I know that the common warning given to tourists here is don’t take street cabs, only “sitio” cabs or now Uber. The only issues I’ve had with street cabs is them trying to overcharge me or getting lost among the city’s thousands of streets and neighborhoods. Both things are sufficient reasons to use Uber, but don’t despair if for some reason you can’t. After taking hundreds of street cabs in this city I can say that the overwhelming majority are fine, just agree to a price or make sure their meter is running when you get in the car and ensure they know where you are going. You can always ask a restaurant or hotel employee to call you cab.

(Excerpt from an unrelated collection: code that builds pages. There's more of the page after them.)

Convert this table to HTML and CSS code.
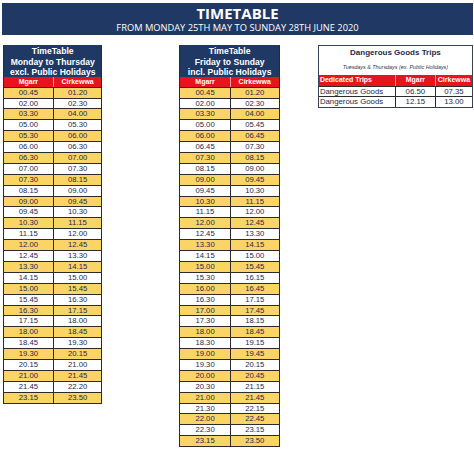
FILE: index.html
```html
<!DOCTYPE html>
<html>
<head>
<meta charset="utf-8">
<link rel="stylesheet" href="styles.css">
</head>
<body>
<div class="page">
  <div class="banner">
    <div class="banner-title">TIMETABLE</div>
    <div class="banner-sub">FROM MONDAY 25TH MAY TO SUNDAY 28TH JUNE 2020</div>
  </div>
  <div class="content">
    <div class="tt tt1">
      <div class="tt-head">TimeTable<br>Monday to Thursday<br>excl. Public Holidays</div>
      <div class="tt-cols"><span>Mgarr</span><span>Cirkewwa</span></div>
      <div class="row y"><span>00.45</span><span>01.20</span></div>
      <div class="row"><span>02.00</span><span>02.30</span></div>
      <div class="row y"><span>03.30</span><span>04.00</span></div>
      <div class="row"><span>05.00</span><span>05.30</span></div>
      <div class="row y"><span>05.30</span><span>06.00</span></div>
      <div class="row"><span>06.00</span><span>06.30</span></div>
      <div class="row y"><span>06.30</span><span>07.00</span></div>
      <div class="row"><span>07.00</span><span>07.30</span></div>
      <div class="row y"><span>07.30</span><span>08.15</span></div>
      <div class="row"><span>08.15</span><span>09.00</span></div>
      <div class="row y"><span>09.00</span><span>09.45</span></div>
      <div class="row"><span>09.45</span><span>10.30</span></div>
      <div class="row y"><span>10.30</span><span>11.15</span></div>
      <div class="row"><span>11.15</span><span>12.00</span></div>
      <div class="row y"><span>12.00</span><span>12.45</span></div>
      <div class="row"><span>12.45</span><span>13.30</span></div>
      <div class="row y"><span>13.30</span><span>14.15</span></div>
      <div class="row"><span>14.15</span><span>15.00</span></div>
      <div class="row y"><span>15.00</span><span>15.45</span></div>
      <div class="row"><span>15.45</span><span>16.30</span></div>
      <div class="row y"><span>16.30</span><span>17.15</span></div>
      <div class="row"><span>17.15</span><span>18.00</span></div>
      <div class="row y"><span>18.00</span><span>18.45</span></div>
      <div class="row"><span>18.45</span><span>19.30</span></div>
      <div class="row y"><span>19.30</span><span>20.15</span></div>
      <div class="row"><span>20.15</span><span>21.00</span></div>
      <div class="row y"><span>21.00</span><span>21.45</span></div>
      <div class="row"><span>21.45</span><span>22.20</span></div>
      <div class="row y"><span>23.15</span><span>23.50</span></div>
    </div>
    <div class="tt tt2">
      <div class="tt-head">TimeTable<br>Friday to Sunday<br>incl. Public Holidays</div>
      <div class="tt-cols"><span>Mgarr</span><span>Cirkewwa</span></div>
      <div class="row y"><span>00.45</span><span>01.20</span></div>
      <div class="row"><span>02.00</span><span>02.30</span></div>
      <div class="row y"><span>03.30</span><span>04.00</span></div>
      <div class="row"><span>05.00</span><span>05.45</span></div>
      <div class="row y"><span>06.00</span><span>06.45</span></div>
      <div class="row"><span>06.45</span><span>07.30</span></div>
      <div class="row y"><span>07.30</span><span>08.15</span></div>
      <div class="row"><span>08.15</span><span>09.00</span></div>
      <div class="row y"><span>09.00</span><span>09.45</span></div>
      <div class="row"><span>09.45</span><span>10.30</span></div>
      <div class="row y"><span>10.30</span><span>11.15</span></div>
      <div class="row"><span>11.15</span><span>12.00</span></div>
      <div class="row y"><span>12.00</span><span>12.45</span></div>
      <div class="row"><span>12.45</span><span>13.30</span></div>
      <div class="row y"><span>13.30</span><span>14.15</span></div>
      <div class="row"><span>14.15</span><span>15.00</span></div>
      <div class="row y"><span>15.00</span><span>15.45</span></div>
      <div class="row"><span>15.30</span><span>16.15</span></div>
      <div class="row y"><span>16.00</span><span>16.45</span></div>
      <div class="row"><span>16.30</span><span>17.15</span></div>
      <div class="row y"><span>17.00</span><span>17.45</span></div>
      <div class="row"><span>17.30</span><span>18.15</span></div>
      <div class="row y"><span>18.00</span><span>18.45</span></div>
      <div class="row"><span>18.30</span><span>19.15</span></div>
      <div class="row y"><span>19.00</span><span>19.45</span></div>
      <div class="row"><span>19.30</span><span>20.15</span></div>
      <div class="row y"><span>20.00</span><span>20.45</span></div>
      <div class="row"><span>20.30</span><span>21.15</span></div>
      <div class="row y"><span>21.00</span><span>21.45</span></div>
      <div class="row"><span>21.30</span><span>22.15</span></div>
      <div class="row y"><span>22.00</span><span>22.45</span></div>
      <div class="row"><span>22.30</span><span>23.15</span></div>
      <div class="row y"><span>23.15</span><span>23.50</span></div>
    </div>
    <div class="dg">
      <div class="dg-title">Dangerous Goods Trips</div>
      <div class="dg-note">Tuesdays &amp; Thursdays (ex. Public Holidays)</div>
      <div class="dg-row dg-head"><span class="dg-name">Dedicated Trips</span><span>Mgarr</span><span>Cirkewwa</span></div>
      <div class="dg-row"><span class="dg-name">Dangerous Goods</span><span>06.50</span><span>07.35</span></div>
      <div class="dg-row"><span class="dg-name">Dangerous Goods</span><span>12.15</span><span>13.00</span></div>
    </div>
  </div>
</div>
</body>
</html>
```

FILE: styles.css
```css
html, body {
  margin: 0;
  padding: 0;
  background: #ffffff;
}
body {
  font-family: "Liberation Sans", Arial, sans-serif;
}
.page {
  padding: 3px 1px 0 2px;
}
.banner {
  height: 32px;
  background: #203864;
  color: #ffffff;
  text-align: center;
  font-family: "Open Sans", "Liberation Sans", sans-serif;
  box-sizing: border-box;
  padding-top: 2px;
}
.banner-title {
  font-size: 15px;
  font-weight: 700;
  line-height: 16px;
}
.banner-sub {
  font-size: 9.3px;
  line-height: 11px;
  margin-top: 1px;
}
.content {
  display: flex;
  align-items: flex-start;
  margin-top: 10px;
  padding-left: 1px;
}
.tt {
  border: 1px solid #2b2b2b;
  border-top: none;
}
.tt1 {
  width: 98px;
  margin-right: 77px;
}
.tt2 {
  width: 99px;
  margin-right: 38px;
}
.tt-head {
  background: #203864;
  color: #ffffff;
  font-weight: 700;
  font-size: 8.6px;
  line-height: 10.6px;
  text-align: center;
  height: 32px;
  box-sizing: border-box;
  padding-top: 1px;
}
.tt-cols {
  display: grid;
  grid-template-columns: 1fr 1fr;
  background: #e8141b;
  color: #ffffff;
  font-weight: 700;
  font-size: 7px;
  height: 9.7px;
  line-height: 9.7px;
  text-align: center;
}
.tt-cols span + span {
  border-left: 1px solid #f3a0a0;
}
.row {
  display: grid;
  grid-template-columns: 1fr 1fr;
  height: 10.9px;
  box-sizing: border-box;
  border-top: 1px solid #2b2b2b;
  font-size: 7.7px;
  line-height: 9.9px;
  color: #1c2a4c;
  text-align: center;
  background: #ffffff;
}
.row.y {
  background: #fbd466;
}
.row span + span {
  border-left: 1px solid #2b2b2b;
}
.dg {
  width: 156px;
  border: 1px solid #3a4050;
  box-sizing: border-box;
}
.dg-title {
  font-weight: 700;
  font-size: 8px;
  color: #1c2a4c;
  text-align: center;
  padding-top: 1px;
  line-height: 11px;
}
.dg-note {
  font-style: italic;
  font-size: 5.4px;
  color: #2a3550;
  text-align: center;
  line-height: 9px;
  margin-top: 5px;
  margin-bottom: 3px;
}
.dg-row {
  display: grid;
  grid-template-columns: 76px 40px 1fr;
  height: 10.6px;
  line-height: 10px;
  font-size: 7.8px;
  color: #1c2a4c;
  text-align: center;
  border-top: 1px solid #2b2b2b;
  box-sizing: border-box;
}
.dg-row span + span {
  border-left: 1px solid #2b2b2b;
}
.dg-name {
  text-align: left;
  padding-left: 1px;
}
.dg-head {
  background: #e8141b;
  color: #ffffff;
  font-weight: 700;
  font-size: 7px;
  border-top: none;
}
.dg-head span + span {
  border-left: 1px solid #f3a0a0;
}
```
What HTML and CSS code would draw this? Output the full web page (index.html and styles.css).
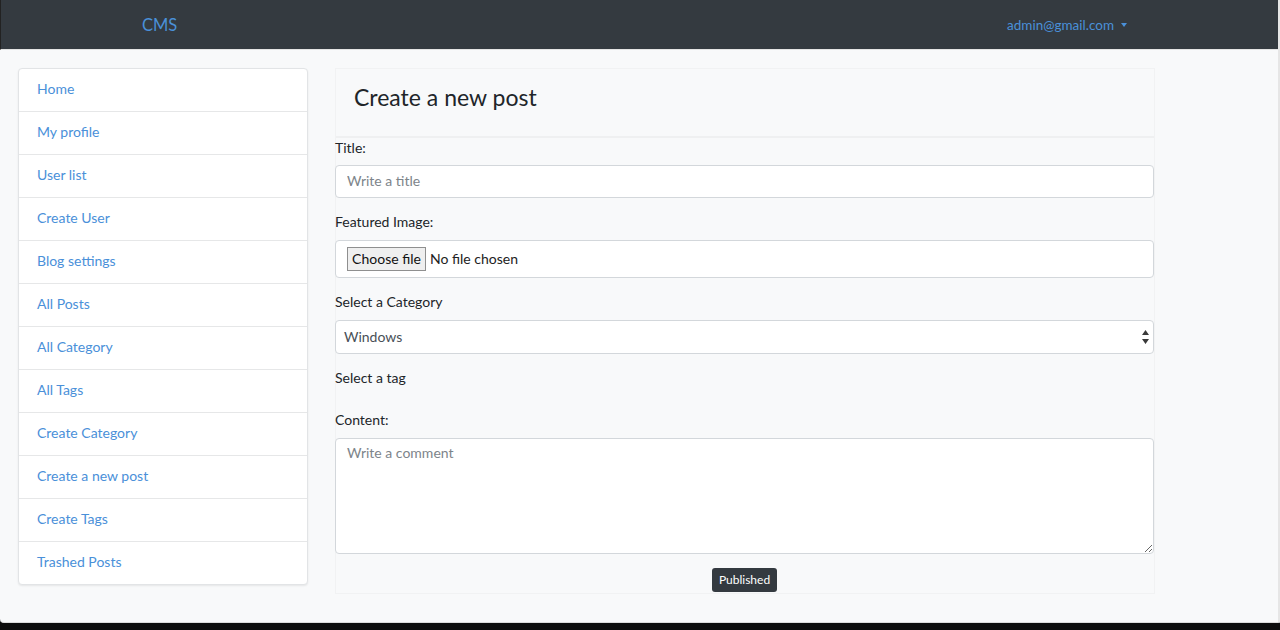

In my almost 5 years living in this city I have never been robbed, never been molested, never had a cab driver go rogue, and never had my car broken into (and it is always parked on the street). I don’t think I live a particularly tame lifestyle — although I do live in a decidedly middle class neighborhood — but it’s not flashy either, which helps. I often find myself in areas of the city that I’m unfamiliar with, but do my best to blend in and act like I belong. Rarely will anyone bother you, in fact in most cases you will find Mexicans’ reputation for being overwhelmingly friendly not misplaced.
Chilangos that grew up here tend to feel that the city is much more dangerous than expats I know that have lived here for decades. There are lots of reasons why people perceive their city as unsafe, so take local warnings into consideration but don’t let them dictate your every action. And don’t spend all your time worrying, Mexico City has too much to offer for your fears to get the better of you.
*based on information from an OPI representative that worked on the report used for this article.